Below are the records. List every line holding the word "screenshot".

— START OF SUPPLIED MATERIAL —

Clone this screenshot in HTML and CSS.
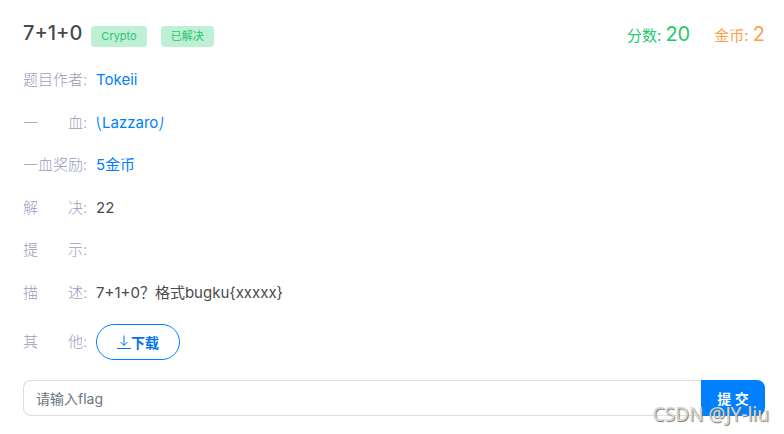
FILE: index.html
```html
<!DOCTYPE html>
<html lang="zh-CN">
<head>
<meta charset="utf-8">
<meta name="viewport" content="width=device-width, initial-scale=1">
<title>7+1+0</title>
<link rel="stylesheet" href="styles.css">
</head>
<body>
<main class="challenge">
  <header class="header">
    <h1 class="title">7+1+0</h1>
    <div class="badges">
      <span class="badge">Crypto</span>
      <span class="badge">已解决</span>
    </div>
    <div class="stats">
      <span class="stat stat-score">分数: <span class="stat-value">20</span></span>
      <span class="stat stat-coin">金币: <span class="stat-value">2</span></span>
    </div>
  </header>
  <dl class="details">
    <div class="row"><dt>题目作者:</dt><dd><a href="#">Tokeii</a></dd></div>
    <div class="row"><dt>一　　血:</dt><dd><a href="#"><span class="bracket">⎝</span>Lazzaro<span class="bracket">⎠</span></a></dd></div>
    <div class="row"><dt>一血奖励:</dt><dd class="reward">5金币</dd></div>
    <div class="row"><dt>解　　决:</dt><dd>22</dd></div>
    <div class="row"><dt>提　　示:</dt><dd></dd></div>
    <div class="row"><dt>描　　述:</dt><dd>7+1+0？格式bugku{xxxxx}</dd></div>
    <div class="row row-action"><dt>其　　他:</dt><dd>
      <button class="download" type="button">
        <svg class="icon" viewBox="0 0 14 14" aria-hidden="true"><path d="M7 0.5V10.5M3.5 7L7 10.5L10.5 7M0 13.5H14"/></svg>下载
      </button>
    </dd></div>
  </dl>
  <form class="flag-form">
    <input class="flag-input" type="text" placeholder="请输入flag" aria-label="flag">
    <button class="submit" type="submit">提 交</button>
  </form>
</main>
<div class="watermark">CSDN @JY-liu</div>
</body>
</html>
```
FILE: styles.css
```css
* {
  box-sizing: border-box;
}

body {
  margin: 0;
  background: #fff;
  color: #4a4a4a;
  font-family: Inter, "Noto Sans CJK SC", sans-serif;
  font-size: 15px;
  line-height: 1.5;
}

.challenge {
  padding: 18px 19px 18px 23px;
}

.header {
  display: flex;
  align-items: center;
  height: 30px;
  margin-bottom: 21px;
}

.title {
  margin: 0;
  font-size: 20px;
  font-weight: 500;
}

.badges {
  display: flex;
  gap: 14px;
  margin-left: 9px;
  padding-top: 6px;
}

.badge {
  height: 21px;
  padding: 0 10px;
  border-radius: 4px;
  background: #bfefd4;
  color: #28c76f;
  font-size: 11px;
  line-height: 21px;
  white-space: nowrap;
}

.stats {
  display: flex;
  gap: 24px;
  margin-left: auto;
  padding-top: 1px;
  white-space: nowrap;
}

.stat-score {
  color: #28c76f;
}

.stat-coin {
  color: #ff9f43;
}

.stat-value {
  font-size: 20px;
}

.details {
  display: flex;
  flex-direction: column;
  gap: 20px;
  margin: 0 0 20px;
}

.row {
  display: flex;
  align-items: center;
  height: 1.5em;
}

.row-action {
  height: 36px;
}

dt {
  width: 73px;
  color: #9a9dbc;
  font-weight: 300;
}

dd {
  margin: 0;
}

a,
.reward {
  color: #0080ff;
  text-decoration: none;
}

.bracket {
  font-size: 12px;
}

.download {
  display: flex;
  align-items: center;
  height: 36px;
  padding: 0 20px;
  border: 1px solid #0080ff;
  border-radius: 18px;
  background: #fff;
  color: #0073e6;
  font: 700 14px Inter, "Noto Sans CJK SC", sans-serif;
}

.icon {
  width: 14px;
  height: 14px;
  fill: none;
  stroke: currentColor;
}

.flag-form {
  display: flex;
}

.flag-input {
  flex: 1;
  min-width: 0;
  height: 36px;
  padding: 0 12px;
  border: 1px solid #ddd;
  border-right: 0;
  border-radius: 8px 0 0 8px;
  font: 14px Inter, "Noto Sans CJK SC", sans-serif;
}

.flag-input::placeholder {
  color: #6c757d;
}

.submit {
  width: 64px;
  height: 36px;
  padding: 0;
  border: 0;
  border-radius: 0 8px 8px 0;
  background: #0080ff;
  color: #fff;
  font: 700 14px Inter, "Noto Sans CJK SC", sans-serif;
}

.watermark {
  position: absolute;
  right: 15px;
  bottom: 8px;
  color: #d8d8d8;
  font-family: "Noto Sans", sans-serif;
  font-size: 19px;
  line-height: 24px;
  text-shadow: 1px 1px 1px #777;
  pointer-events: none;
}
```
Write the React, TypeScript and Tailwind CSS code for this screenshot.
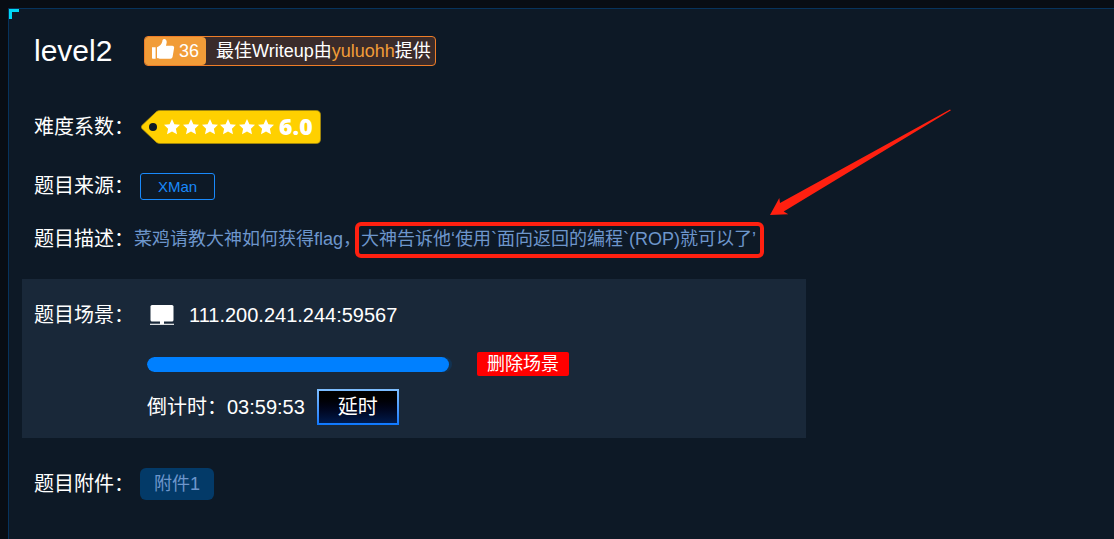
import type { ReactNode } from "react"

const STARS = [31, 50, 69, 87, 106, 125]

const ThumbIcon = () => (
    <svg width="24" height="26" viewBox="0 0 24 26" fill="#fff" aria-hidden="true">
        <path d="M1 9.300h3.600v11.500H1.800a.8.8 0 0 1-.8-.8z" />
        <path d="M6 9.200c2.600-.8 4.900-3 5.300-5.600.1-1.700.6-2.600 1.900-2.600 1.600 0 2.600 1.500 2.500 3.300-.1 1.100-.4 2.300-.8 3.400h6.300c1.500 0 2.100 1 1.900 2.200l-1.500 8.900c-.3 1.300-1 1.900-2.200 1.900H8.600c-.9 0-1.400-.3-2.600-.6z" />
    </svg>
)

const MonitorIcon = () => (
    <svg width="24" height="21" viewBox="0 0 24 21" fill="#fff" aria-hidden="true">
        <rect x="0.500" y="0" width="23" height="16.500" rx="1.500" />
        <path d="M10 16h4v3h-4z" />
        <path d="M0 18.700h24v1.300H0z" opacity="0.850" />
    </svg>
)

// Price-tag shaped rating
const RatingTag = ({ score }: { score: string }) => (
    <svg width="180" height="34" viewBox="0 0 180 34" role="img" aria-label={score}>
        <path
            d="M.8 15.500 15.500 1.600Q17 .5 19 .5H175q4.500 0 4.500 4.500v24q0 4.500-4.500 4.500H19q-2 0-3.500-1.100L.8 18.500q-1-1.500 0-3z"
            fill="#ffd000"
            stroke="#a98d0c"
            strokeWidth="0.700"
        />
        <circle cx="12" cy="17" r="4" fill="#0d1926" />
        {STARS.map((x) => (
            <path
                key={x}
                transform={`translate(${x} 17)`}
                d="M0-8 2.400-2.800 8-2.200 3.900 1.700 5 7.200 0 4.500-5 7.200-3.900 1.700-8-2.200-2.400-2.800z"
                fill="#fff"
            />
        ))}
        <text
            x="138"
            y="25"
            fill="#fff"
            fontSize="23"
            fontWeight="800"
            fontFamily="'Open Sans', 'Noto Sans', sans-serif"
        >
            {score}
        </text>
    </svg>
)

const Row = ({ label, className, children }: { label: string; className: string; children: ReactNode }) => (
    <div className={`flex items-center px-3 ${className}`}>
        <span className="w-[100px] shrink-0 text-xl leading-7">{label}</span>
        {children}
    </div>
)

export default function App() {
    return (
        <div className="min-h-screen overflow-hidden bg-[#080d14] pt-2 pl-2 font-['Liberation_Sans','Noto_Sans_CJK_SC',sans-serif] text-white">
            <main className="relative min-h-[calc(100vh-8px)] border-t border-l border-[#07335c] bg-[#0d1926] px-[13px] pt-[27px] pb-8">
                <span className="absolute top-0 left-0 size-[10px] border-t-3 border-l-3 border-[#00d8f5]" />

                <div className="flex items-center px-3">
                    <h1 className="w-[110px] text-[30px] leading-[30px]">level2</h1>
                    <div className="flex h-[30px] items-center overflow-hidden rounded border border-[#ee7d28] bg-[#3a2b2a] text-lg leading-7">
                        <span className="flex h-full items-center gap-1 rounded-r bg-[#f19c38] pr-[7px] pl-1.5">
                            <ThumbIcon />
                            36
                        </span>
                        <span className="pr-1 pl-[10px] whitespace-nowrap">
                            最佳Writeup由<a href="#yuluohh" className="text-[#f19c38]">yuluohh</a>提供
                        </span>
                    </div>
                </div>

                <Row label="难度系数：" className="mt-11">
                    <span className="ml-[7px]">
                        <RatingTag score="6.0" />
                    </span>
                </Row>

                <Row label="题目来源：" className="mt-7">
                    <a
                        href="#xman"
                        className="ml-1.5 rounded-[3px] border border-[#1989fa] px-[17px] text-[15px] leading-[25px] text-[#1989fa]"
                    >
                        XMan
                    </a>
                </Row>

                <div className="relative mt-[25px]">
                    <Row label="题目描述：" className="">
                        <p className="text-lg leading-7 whitespace-nowrap text-[#6d96cc]">
                            菜鸡请教大神如何获得flag，大神告诉他‘使用`面向返回的编程`(ROP)就可以了’
                        </p>
                    </Row>
                    {/* Hand-drawn marks over the description */}
                    <div className="absolute -top-[3px] left-[333px] h-9 w-[409px] rounded-md border-4 border-[#ff2010]" />
                    <svg className="absolute bottom-9 left-[747px]" width="184" height="110" viewBox="0 0 184 110" aria-hidden="true">
                        <path d="M1 108 10.300 91 11 96 181 2.500l1 .8L14.700 104.500l4.600 2.700z" fill="#ff2010" />
                    </svg>
                </div>

                <section className="mt-[26px] w-full max-w-[784px] bg-[#192839] pt-[22px] pb-[13px]">
                    <Row label="题目场景：" className="">
                        <span className="ml-4 flex items-center gap-[15px] text-xl leading-7">
                            <MonitorIcon />
                            111.200.241.244:59567
                        </span>
                    </Row>
                    <div className="mt-[23px] flex items-center gap-[25px] pl-[125px]">
                        <div
                            role="progressbar"
                            aria-valuenow={99}
                            aria-label="倒计时"
                            className="h-[15px] w-[305px] overflow-hidden rounded-full bg-[#123353]"
                        >
                            <div className="h-full w-[99%] rounded-full bg-[#0080ff]" />
                        </div>
                        <button type="button" className="rounded-xs bg-[#ff0000] px-[10px] text-lg leading-6">
                            删除场景
                        </button>
                    </div>
                    <div className="mt-[13px] flex items-center gap-3 pl-[125px] text-xl leading-7">
                        <span>倒计时：03:59:53</span>
                        <button
                            type="button"
                            className="bg-linear-to-b from-[#7fbfff] to-[#0a78ff] p-0.5 leading-8"
                        >
                            <span className="block bg-linear-to-b from-black to-[#001a4c] px-[19px]">延时</span>
                        </button>
                    </div>
                </section>

                <Row label="题目附件：" className="mt-[30px]">
                    <a href="#attachment" className="ml-1.5 rounded-md bg-[#033a68] px-[14px] text-lg leading-8 text-[#6d96cc]">
                        附件1
                    </a>
                </Row>
            </main>
        </div>
    )
}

— END OF SUPPLIED MATERIAL —

# THE ANSWER
Clone this screenshot in HTML and CSS.
Write the React, TypeScript and Tailwind CSS code for this screenshot.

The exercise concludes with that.